**Given data**
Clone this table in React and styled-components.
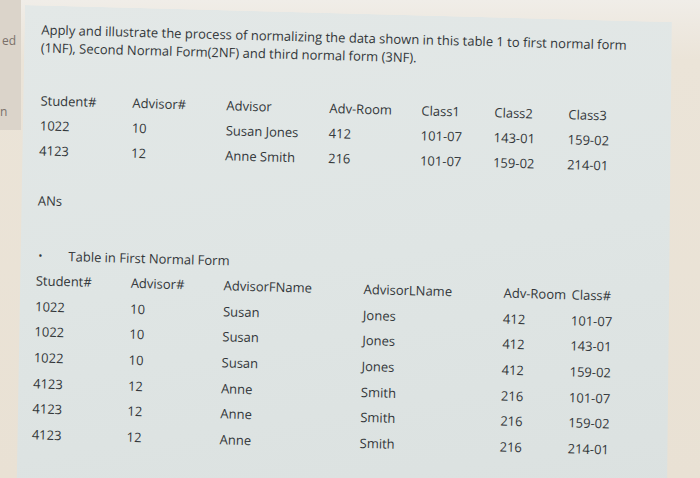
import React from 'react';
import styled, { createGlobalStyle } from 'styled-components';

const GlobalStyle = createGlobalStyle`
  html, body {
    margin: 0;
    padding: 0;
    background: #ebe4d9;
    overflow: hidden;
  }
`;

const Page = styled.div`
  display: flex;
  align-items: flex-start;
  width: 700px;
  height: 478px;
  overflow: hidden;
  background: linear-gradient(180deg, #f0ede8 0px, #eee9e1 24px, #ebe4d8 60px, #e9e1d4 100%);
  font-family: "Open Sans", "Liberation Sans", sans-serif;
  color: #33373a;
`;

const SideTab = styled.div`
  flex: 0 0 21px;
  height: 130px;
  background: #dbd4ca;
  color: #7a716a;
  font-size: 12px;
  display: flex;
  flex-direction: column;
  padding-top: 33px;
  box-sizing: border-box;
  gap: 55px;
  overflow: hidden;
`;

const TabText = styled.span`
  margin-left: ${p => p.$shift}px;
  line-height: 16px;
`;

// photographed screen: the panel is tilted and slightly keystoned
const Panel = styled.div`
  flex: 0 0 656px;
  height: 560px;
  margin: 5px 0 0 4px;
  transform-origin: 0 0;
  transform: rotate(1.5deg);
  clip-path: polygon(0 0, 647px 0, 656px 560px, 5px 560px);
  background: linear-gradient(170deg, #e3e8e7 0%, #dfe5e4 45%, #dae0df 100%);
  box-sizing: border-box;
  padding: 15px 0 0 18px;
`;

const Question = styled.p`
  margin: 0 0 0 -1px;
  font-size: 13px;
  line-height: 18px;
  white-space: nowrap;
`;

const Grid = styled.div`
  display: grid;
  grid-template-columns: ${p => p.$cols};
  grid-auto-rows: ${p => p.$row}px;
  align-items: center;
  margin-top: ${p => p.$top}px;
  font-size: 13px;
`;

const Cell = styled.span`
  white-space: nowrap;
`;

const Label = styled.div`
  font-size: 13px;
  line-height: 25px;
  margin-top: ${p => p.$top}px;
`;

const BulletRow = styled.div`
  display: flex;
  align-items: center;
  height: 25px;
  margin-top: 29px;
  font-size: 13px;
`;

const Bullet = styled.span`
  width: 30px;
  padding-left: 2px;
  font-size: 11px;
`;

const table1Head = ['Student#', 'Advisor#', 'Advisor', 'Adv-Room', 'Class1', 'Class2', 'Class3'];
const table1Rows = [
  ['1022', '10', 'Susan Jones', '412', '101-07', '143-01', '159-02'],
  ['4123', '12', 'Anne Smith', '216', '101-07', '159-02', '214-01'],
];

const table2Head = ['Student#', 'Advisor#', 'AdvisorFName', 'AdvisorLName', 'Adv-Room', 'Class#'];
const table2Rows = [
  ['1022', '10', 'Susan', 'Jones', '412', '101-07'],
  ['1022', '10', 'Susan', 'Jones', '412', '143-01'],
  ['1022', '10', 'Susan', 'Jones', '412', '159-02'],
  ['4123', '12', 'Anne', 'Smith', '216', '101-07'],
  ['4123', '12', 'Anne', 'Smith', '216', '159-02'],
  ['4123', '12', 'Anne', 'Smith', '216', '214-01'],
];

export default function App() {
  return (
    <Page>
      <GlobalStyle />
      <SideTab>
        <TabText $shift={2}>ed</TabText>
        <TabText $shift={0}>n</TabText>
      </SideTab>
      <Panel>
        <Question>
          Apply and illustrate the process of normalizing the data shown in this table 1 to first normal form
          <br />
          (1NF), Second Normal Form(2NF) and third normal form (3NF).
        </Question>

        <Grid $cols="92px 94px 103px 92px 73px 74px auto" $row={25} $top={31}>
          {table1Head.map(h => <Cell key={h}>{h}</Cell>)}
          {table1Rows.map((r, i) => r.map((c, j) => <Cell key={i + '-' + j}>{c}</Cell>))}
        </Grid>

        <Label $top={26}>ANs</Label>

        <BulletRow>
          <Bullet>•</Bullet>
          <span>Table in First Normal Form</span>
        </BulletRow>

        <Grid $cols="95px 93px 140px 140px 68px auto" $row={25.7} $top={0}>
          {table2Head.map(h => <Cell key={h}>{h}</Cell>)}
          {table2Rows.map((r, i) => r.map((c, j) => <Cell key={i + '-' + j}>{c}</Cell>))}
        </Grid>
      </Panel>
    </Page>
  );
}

**Requirement**
Omit every picture, then reproduce the rest of the listing exactly.

**Correct response**
Clone this table in React and styled-components.
import React from 'react';
import styled, { createGlobalStyle } from 'styled-components';

const GlobalStyle = createGlobalStyle`
  html, body {
    margin: 0;
    padding: 0;
    background: #ebe4d9;
    overflow: hidden;
  }
`;

const Page = styled.div`
  display: flex;
  align-items: flex-start;
  width: 700px;
  height: 478px;
  overflow: hidden;
  background: linear-gradient(180deg, #f0ede8 0px, #eee9e1 24px, #ebe4d8 60px, #e9e1d4 100%);
  font-family: "Open Sans", "Liberation Sans", sans-serif;
  color: #33373a;
`;

const SideTab = styled.div`
  flex: 0 0 21px;
  height: 130px;
  background: #dbd4ca;
  color: #7a716a;
  font-size: 12px;
  display: flex;
  flex-direction: column;
  padding-top: 33px;
  box-sizing: border-box;
  gap: 55px;
  overflow: hidden;
`;

const TabText = styled.span`
  margin-left: ${p => p.$shift}px;
  line-height: 16px;
`;

// photographed screen: the panel is tilted and slightly keystoned
const Panel = styled.div`
  flex: 0 0 656px;
  height: 560px;
  margin: 5px 0 0 4px;
  transform-origin: 0 0;
  transform: rotate(1.5deg);
  clip-path: polygon(0 0, 647px 0, 656px 560px, 5px 560px);
  background: linear-gradient(170deg, #e3e8e7 0%, #dfe5e4 45%, #dae0df 100%);
  box-sizing: border-box;
  padding: 15px 0 0 18px;
`;

const Question = styled.p`
  margin: 0 0 0 -1px;
  font-size: 13px;
  line-height: 18px;
  white-space: nowrap;
`;

const Grid = styled.div`
  display: grid;
  grid-template-columns: ${p => p.$cols};
  grid-auto-rows: ${p => p.$row}px;
  align-items: center;
  margin-top: ${p => p.$top}px;
  font-size: 13px;
`;

const Cell = styled.span`
  white-space: nowrap;
`;

const Label = styled.div`
  font-size: 13px;
  line-height: 25px;
  margin-top: ${p => p.$top}px;
`;

const BulletRow = styled.div`
  display: flex;
  align-items: center;
  height: 25px;
  margin-top: 29px;
  font-size: 13px;
`;

const Bullet = styled.span`
  width: 30px;
  padding-left: 2px;
  font-size: 11px;
`;

const table1Head = ['Student#', 'Advisor#', 'Advisor', 'Adv-Room', 'Class1', 'Class2', 'Class3'];
const table1Rows = [
  ['1022', '10', 'Susan Jones', '412', '101-07', '143-01', '159-02'],
  ['4123', '12', 'Anne Smith', '216', '101-07', '159-02', '214-01'],
];

const table2Head = ['Student#', 'Advisor#', 'AdvisorFName', 'AdvisorLName', 'Adv-Room', 'Class#'];
const table2Rows = [
  ['1022', '10', 'Susan', 'Jones', '412', '101-07'],
  ['1022', '10', 'Susan', 'Jones', '412', '143-01'],
  ['1022', '10', 'Susan', 'Jones', '412', '159-02'],
  ['4123', '12', 'Anne', 'Smith', '216', '101-07'],
  ['4123', '12', 'Anne', 'Smith', '216', '159-02'],
  ['4123', '12', 'Anne', 'Smith', '216', '214-01'],
];

export default function App() {
  return (
    <Page>
      <GlobalStyle />
      <SideTab>
        <TabText $shift={2}>ed</TabText>
        <TabText $shift={0}>n</TabText>
      </SideTab>
      <Panel>
        <Question>
          Apply and illustrate the process of normalizing the data shown in this table 1 to first normal form
          <br />
          (1NF), Second Normal Form(2NF) and third normal form (3NF).
        </Question>

        <Grid $cols="92px 94px 103px 92px 73px 74px auto" $row={25} $top={31}>
          {table1Head.map(h => <Cell key={h}>{h}</Cell>)}
          {table1Rows.map((r, i) => r.map((c, j) => <Cell key={i + '-' + j}>{c}</Cell>))}
        </Grid>

        <Label $top={26}>ANs</Label>

        <BulletRow>
          <Bullet>•</Bullet>
          <span>Table in First Normal Form</span>
        </BulletRow>

        <Grid $cols="95px 93px 140px 140px 68px auto" $row={25.7} $top={0}>
          {table2Head.map(h => <Cell key={h}>{h}</Cell>)}
          {table2Rows.map((r, i) => r.map((c, j) => <Cell key={i + '-' + j}>{c}</Cell>))}
        </Grid>
      </Panel>
    </Page>
  );
}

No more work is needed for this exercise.